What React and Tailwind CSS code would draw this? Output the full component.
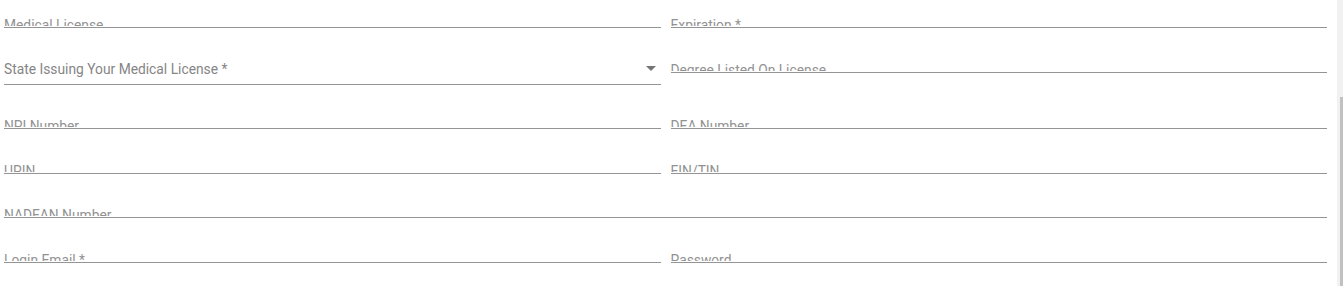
import React from "react";

function Field({ label, hClass, extra = "" }) {
  return (
    <div className={`${hClass} ${extra} border-b border-[#949494] flex flex-col justify-end`}>
      <div className="h-[7px] mb-[1px] overflow-hidden">
        <div className="mt-[-1px] text-[13.8px] leading-[14px] text-[#929292] whitespace-nowrap">{label}</div>
      </div>
    </div>
  );
}

function SelectField({ label }) {
  return (
    <div className="h-[57px] border-b border-[#949494] flex items-end justify-between pb-[7px]">
      <div className="text-[13.8px] leading-[16px] text-[#858585] whitespace-nowrap">{label}</div>
      <svg width="10" height="5" viewBox="0 0 10 5" className="mr-[5px] mb-[6px]">
        <path d="M0 0 L10 0 L5 5 Z" fill="#757575" />
      </svg>
    </div>
  );
}

export default function App() {
  return (
    <div className="w-[1343px] h-[286px] bg-white flex overflow-hidden" style={{ fontFamily: "Roboto, 'Liberation Sans', sans-serif" }}>
      <div className="flex-1 pl-[4px] pr-[10px]">
        <div className="grid grid-cols-2 gap-x-[10px] items-start">
          <Field label="Medical License" hClass="h-[28px]" />
          <Field label="Expiration *" hClass="h-[28px]" />
          <SelectField label="State Issuing Your Medical License *" />
          <Field label="Degree Listed On License" hClass="h-[45px]" />
        </div>
        <div className="grid grid-cols-2 gap-x-[10px] items-start">
          <Field label="NPI Number" hClass="h-[44px]" />
          <Field label="DEA Number" hClass="h-[44px]" />
          <Field label="UPIN" hClass="h-[45px]" />
          <Field label="EIN/TIN" hClass="h-[45px]" />
          <Field label="NADEAN Number" hClass="h-[44px]" extra="col-span-2" />
          <Field label="Login Email *" hClass="h-[45px]" />
          <Field label="Password" hClass="h-[45px]" />
        </div>
      </div>
      <div className="w-[6px] h-full bg-[#f1f1f1] flex flex-col">
        <div className="mt-[97px] ml-[3px] w-[3px] flex-1 bg-[#c1c1c1]" />
      </div>
    </div>
  );
}
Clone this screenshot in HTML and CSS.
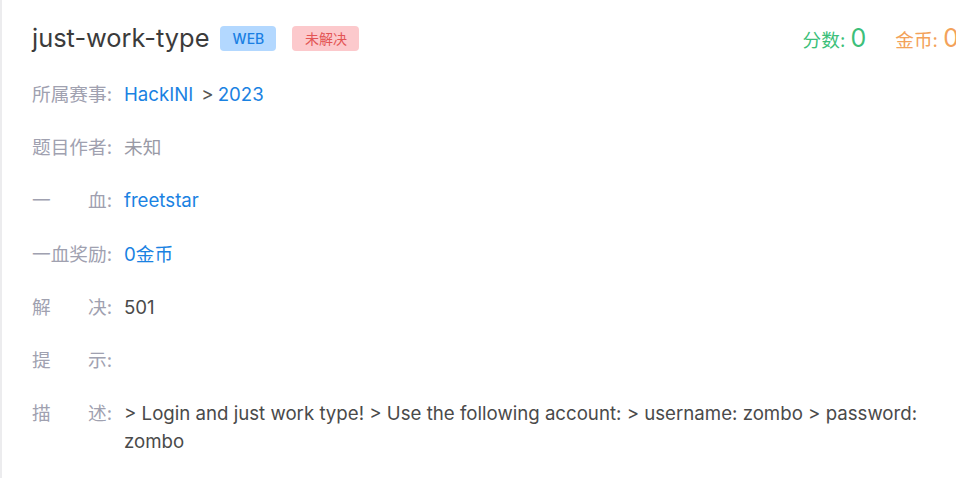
FILE: index.html
```html
<!DOCTYPE html>
<html lang="zh">
<head>
<meta charset="utf-8">
<title>just-work-type</title>
<link rel="stylesheet" href="styles.css">
</head>
<body>
<div class="page">
  <div class="header">
    <h1 class="title">just-work-type</h1>
    <span class="tag tag-web">WEB</span>
    <span class="tag tag-status">未解决</span>
    <div class="stats">
      <span class="stat stat-score">分数: <b>0</b></span>
      <span class="stat stat-coin">金币: <b>0</b></span>
    </div>
  </div>
  <div class="rows">
    <div class="row"><span class="label">所属赛事:</span><span class="value link">HackINI<span class="sep">&gt;</span>2023</span></div>
    <div class="row"><span class="label">题目作者:</span><span class="value muted">未知</span></div>
    <div class="row"><span class="label">一　　血:</span><span class="value link">freetstar</span></div>
    <div class="row"><span class="label">一血奖励:</span><span class="value link">0金币</span></div>
    <div class="row"><span class="label">解　　决:</span><span class="value">501</span></div>
    <div class="row"><span class="label">提　　示:</span><span class="value"></span></div>
    <div class="row"><span class="label">描　　述:</span><span class="value">&gt; Login and just work type! &gt; Use the following account: &gt; username: zombo &gt; password: zombo</span></div>
  </div>
</div>
</body>
</html>
```
FILE: styles.css
```css
html, body {
  margin: 0;
  padding: 0;
  background: #fff;
  overflow: hidden;
}
body {
  font-family: Inter, "Noto Sans CJK SC", sans-serif;
  border-left: 2px solid #ececee;
  height: 478px;
  box-sizing: border-box;
}
.page {
  padding: 20px 0 0 30px;
}
.header {
  display: flex;
  align-items: center;
  height: 36px;
  margin-right: -3px;
}
.title {
  margin: 0;
  font-size: 25.4px;
  font-weight: 400;
  color: #3b3b3b;
  line-height: 36px;
}
.tag {
  display: inline-flex;
  align-items: center;
  justify-content: center;
  height: 25px;
  padding: 0 10px;
  border-radius: 4px;
  font-size: 14px;
  box-sizing: border-box;
}
.tag-web {
  margin-left: 11px;
  background: #b3d8ff;
  color: #1a7fe3;
  width: 56px;
  font-weight: 500;
}
.tag-status {
  margin-left: 16px;
  background: #fcc9cc;
  color: #e35555;
  width: 67px;
}
.stats {
  margin-left: auto;
  display: flex;
  align-items: baseline;
  gap: 29px;
  font-size: 18.67px;
}
.stat b {
  font-weight: 400;
  font-size: 25px;
}
.stat-score { color: #3cbf7a; }
.stat-coin { color: #f3a25a; }
.rows {
  margin-top: 25px;
  padding-right: 30px;
}
.row {
  display: flex;
  line-height: 28px;
  margin-bottom: 25.2px;
  font-size: 18.67px;
}
.label {
  flex: none;
  margin-right: 12px;
  color: #a0a1b0;
  white-space: nowrap;
}
.value {
  color: #4a4a4a;
}
.link { color: #1a82e2; }
.muted { color: #999aa6; }
.sep { color: #555; margin: 0 4px 0 8px; }
```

****************

[REQUIREMENTS] Take the listing above and restate it word for word, without its pictures.

[SOLUTION]
What React and Tailwind CSS code would draw this? Output the full component.
import React from "react";

function Field({ label, hClass, extra = "" }) {
  return (
    <div className={`${hClass} ${extra} border-b border-[#949494] flex flex-col justify-end`}>
      <div className="h-[7px] mb-[1px] overflow-hidden">
        <div className="mt-[-1px] text-[13.8px] leading-[14px] text-[#929292] whitespace-nowrap">{label}</div>
      </div>
    </div>
  );
}

function SelectField({ label }) {
  return (
    <div className="h-[57px] border-b border-[#949494] flex items-end justify-between pb-[7px]">
      <div className="text-[13.8px] leading-[16px] text-[#858585] whitespace-nowrap">{label}</div>
      <svg width="10" height="5" viewBox="0 0 10 5" className="mr-[5px] mb-[6px]">
        <path d="M0 0 L10 0 L5 5 Z" fill="#757575" />
      </svg>
    </div>
  );
}

export default function App() {
  return (
    <div className="w-[1343px] h-[286px] bg-white flex overflow-hidden" style={{ fontFamily: "Roboto, 'Liberation Sans', sans-serif" }}>
      <div className="flex-1 pl-[4px] pr-[10px]">
        <div className="grid grid-cols-2 gap-x-[10px] items-start">
          <Field label="Medical License" hClass="h-[28px]" />
          <Field label="Expiration *" hClass="h-[28px]" />
          <SelectField label="State Issuing Your Medical License *" />
          <Field label="Degree Listed On License" hClass="h-[45px]" />
        </div>
        <div className="grid grid-cols-2 gap-x-[10px] items-start">
          <Field label="NPI Number" hClass="h-[44px]" />
          <Field label="DEA Number" hClass="h-[44px]" />
          <Field label="UPIN" hClass="h-[45px]" />
          <Field label="EIN/TIN" hClass="h-[45px]" />
          <Field label="NADEAN Number" hClass="h-[44px]" extra="col-span-2" />
          <Field label="Login Email *" hClass="h-[45px]" />
          <Field label="Password" hClass="h-[45px]" />
        </div>
      </div>
      <div className="w-[6px] h-full bg-[#f1f1f1] flex flex-col">
        <div className="mt-[97px] ml-[3px] w-[3px] flex-1 bg-[#c1c1c1]" />
      </div>
    </div>
  );
}
Clone this screenshot in HTML and CSS.
FILE: index.html
```html
<!DOCTYPE html>
<html lang="zh">
<head>
<meta charset="utf-8">
<title>just-work-type</title>
<link rel="stylesheet" href="styles.css">
</head>
<body>
<div class="page">
  <div class="header">
    <h1 class="title">just-work-type</h1>
    <span class="tag tag-web">WEB</span>
    <span class="tag tag-status">未解决</span>
    <div class="stats">
      <span class="stat stat-score">分数: <b>0</b></span>
      <span class="stat stat-coin">金币: <b>0</b></span>
    </div>
  </div>
  <div class="rows">
    <div class="row"><span class="label">所属赛事:</span><span class="value link">HackINI<span class="sep">&gt;</span>2023</span></div>
    <div class="row"><span class="label">题目作者:</span><span class="value muted">未知</span></div>
    <div class="row"><span class="label">一　　血:</span><span class="value link">freetstar</span></div>
    <div class="row"><span class="label">一血奖励:</span><span class="value link">0金币</span></div>
    <div class="row"><span class="label">解　　决:</span><span class="value">501</span></div>
    <div class="row"><span class="label">提　　示:</span><span class="value"></span></div>
    <div class="row"><span class="label">描　　述:</span><span class="value">&gt; Login and just work type! &gt; Use the following account: &gt; username: zombo &gt; password: zombo</span></div>
  </div>
</div>
</body>
</html>
```
FILE: styles.css
```css
html, body {
  margin: 0;
  padding: 0;
  background: #fff;
  overflow: hidden;
}
body {
  font-family: Inter, "Noto Sans CJK SC", sans-serif;
  border-left: 2px solid #ececee;
  height: 478px;
  box-sizing: border-box;
}
.page {
  padding: 20px 0 0 30px;
}
.header {
  display: flex;
  align-items: center;
  height: 36px;
  margin-right: -3px;
}
.title {
  margin: 0;
  font-size: 25.4px;
  font-weight: 400;
  color: #3b3b3b;
  line-height: 36px;
}
.tag {
  display: inline-flex;
  align-items: center;
  justify-content: center;
  height: 25px;
  padding: 0 10px;
  border-radius: 4px;
  font-size: 14px;
  box-sizing: border-box;
}
.tag-web {
  margin-left: 11px;
  background: #b3d8ff;
  color: #1a7fe3;
  width: 56px;
  font-weight: 500;
}
.tag-status {
  margin-left: 16px;
  background: #fcc9cc;
  color: #e35555;
  width: 67px;
}
.stats {
  margin-left: auto;
  display: flex;
  align-items: baseline;
  gap: 29px;
  font-size: 18.67px;
}
.stat b {
  font-weight: 400;
  font-size: 25px;
}
.stat-score { color: #3cbf7a; }
.stat-coin { color: #f3a25a; }
.rows {
  margin-top: 25px;
  padding-right: 30px;
}
.row {
  display: flex;
  line-height: 28px;
  margin-bottom: 25.2px;
  font-size: 18.67px;
}
.label {
  flex: none;
  margin-right: 12px;
  color: #a0a1b0;
  white-space: nowrap;
}
.value {
  color: #4a4a4a;
}
.link { color: #1a82e2; }
.muted { color: #999aa6; }
.sep { color: #555; margin: 0 4px 0 8px; }
```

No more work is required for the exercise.